After an 18-minute trial, they were sentenced to death by hanging.
Justice is a concept that still hasn't quite taken in 'liberated' Iraq. As Hoshang Mohamed (RUDAW) explains:
Transitional justice initiatives since 2003 have been problematic in Iraq. Such initiatives have been used as tools to repress political opponents instead of ending impunity and ensuring justice. Therefore, people have lost trust in the existing justice system.
Where we stand today, in the aftermath of ISIS, victims may not share the political elite’s perceptions of justice. The understanding of justice varies across communities, each giving different priority to social justice, punitive justice, and restorative justice. While victims may have experienced similar violations, their perspectives on gender reflect factors like beliefs, gender, socioeconomic standing, ethnicity, and religion.

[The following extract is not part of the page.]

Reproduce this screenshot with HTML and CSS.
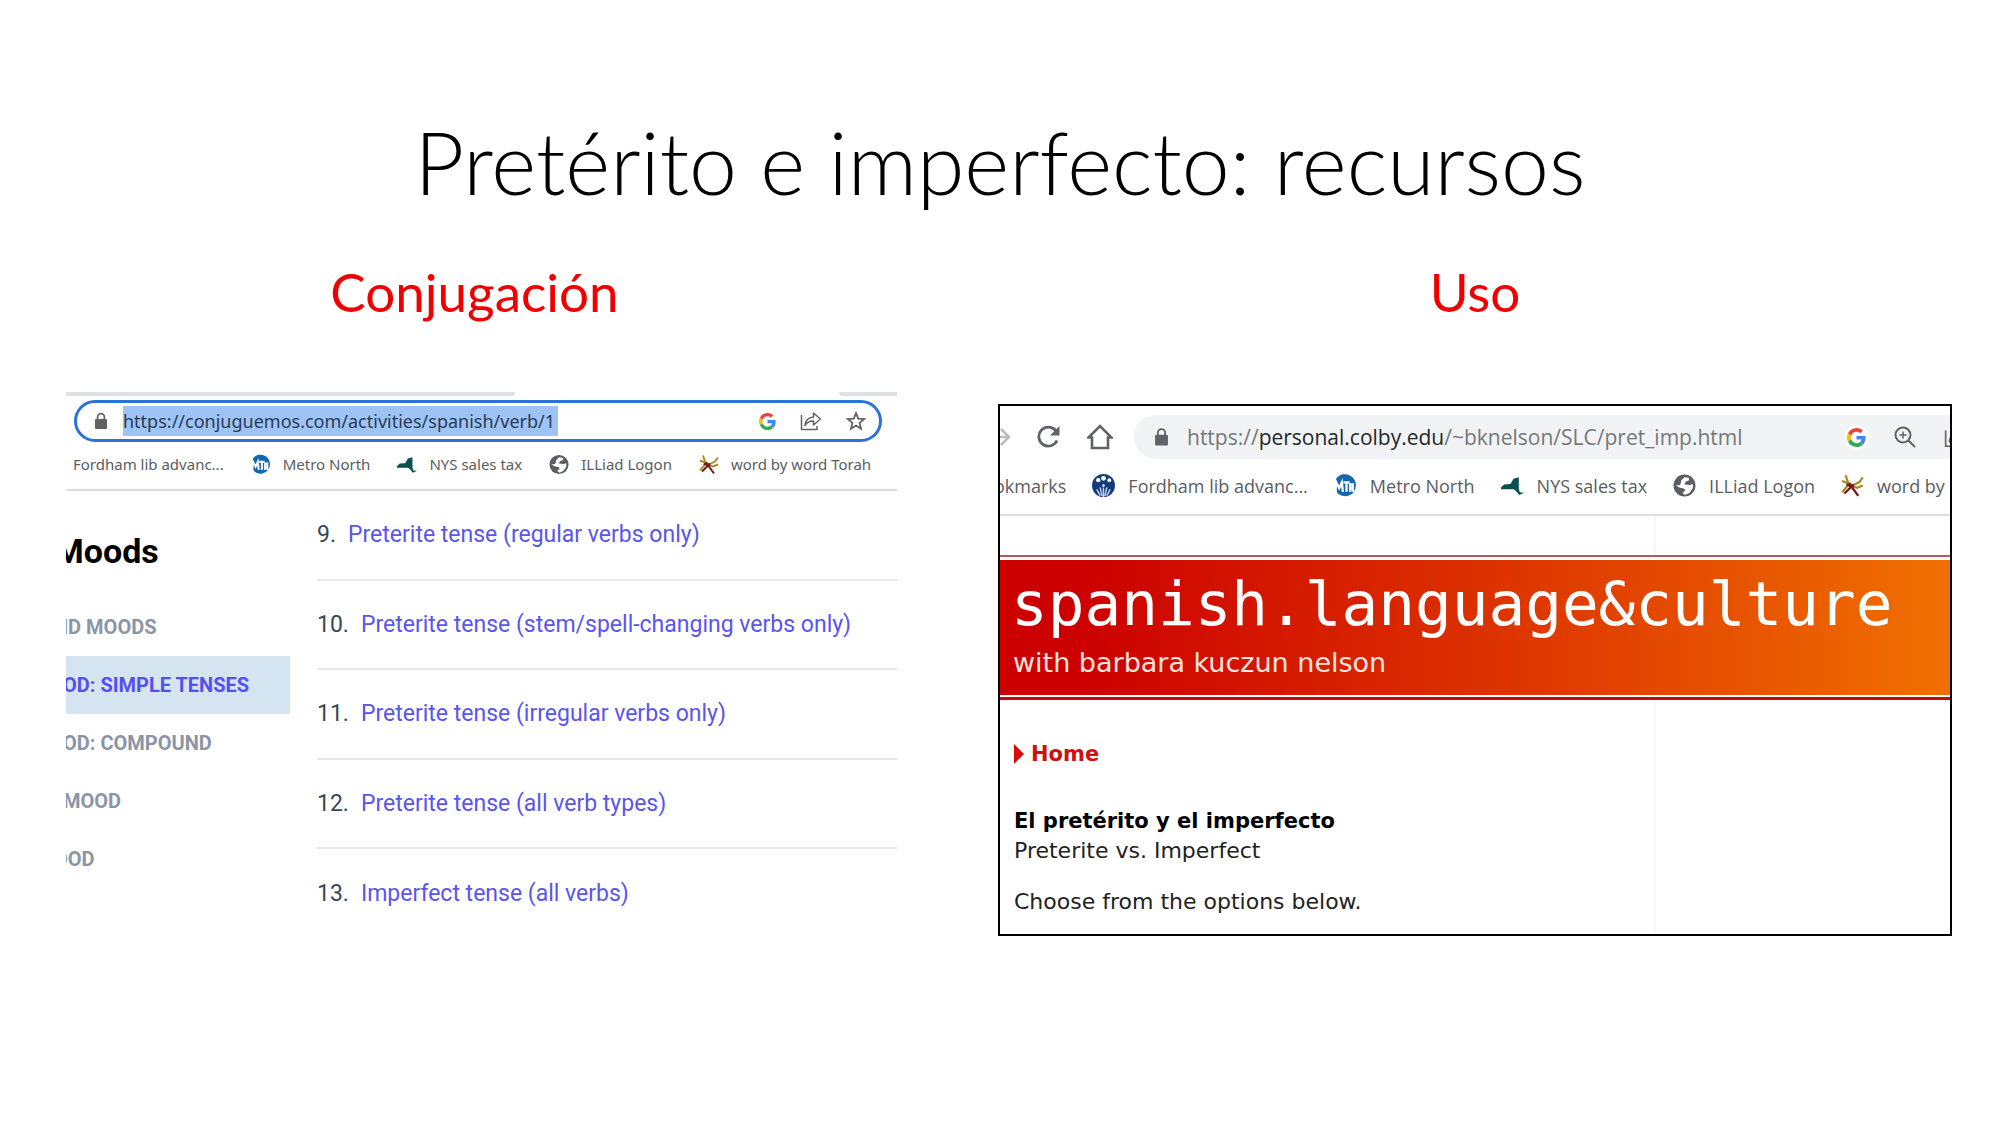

The current context requires a comprehensive study to construct a detailed understanding of the political dynamics of relevance to restore justice and end impunity. This requires an in-depth understanding of the crimes committed, the role of different perpetrators, the impact of the crimes on the victims and society, and the needs, demands and priorities of the victims and their communities.
Development of a new national policy is critically required to ensure accountable, transparent, and reliable justice and increase the capacity of the state to effectively deal with complex crimes such as genocide, war crimes, and crimes against humanity.
THE WASHINGTON POST's Tamer El-Ghobashy appeared on this weekend's THE NEWSHOUR (PBS):
ALISON STEWART: Earlier this month, the Iraqi government declared the end of combat operations in the fight against ISIS, ending three years of the militant group’s violent and deadly control over one third of the nation. And as the Washington Post reports this week, the Iraqi government is now undertaking an effort to quickly bring ISIS members to justice. But just how the process is moving forward and who’s being caught up in it is raising questions for an explanation. I’m joined via Skype from Ontario by Tamer El-Ghobashy, the Baghdad bureau chief for The Washington Post. I understand you’ve just returned from Iraq. So when you were there tell me who is being arrested? What are they being charged for? And what is the process like?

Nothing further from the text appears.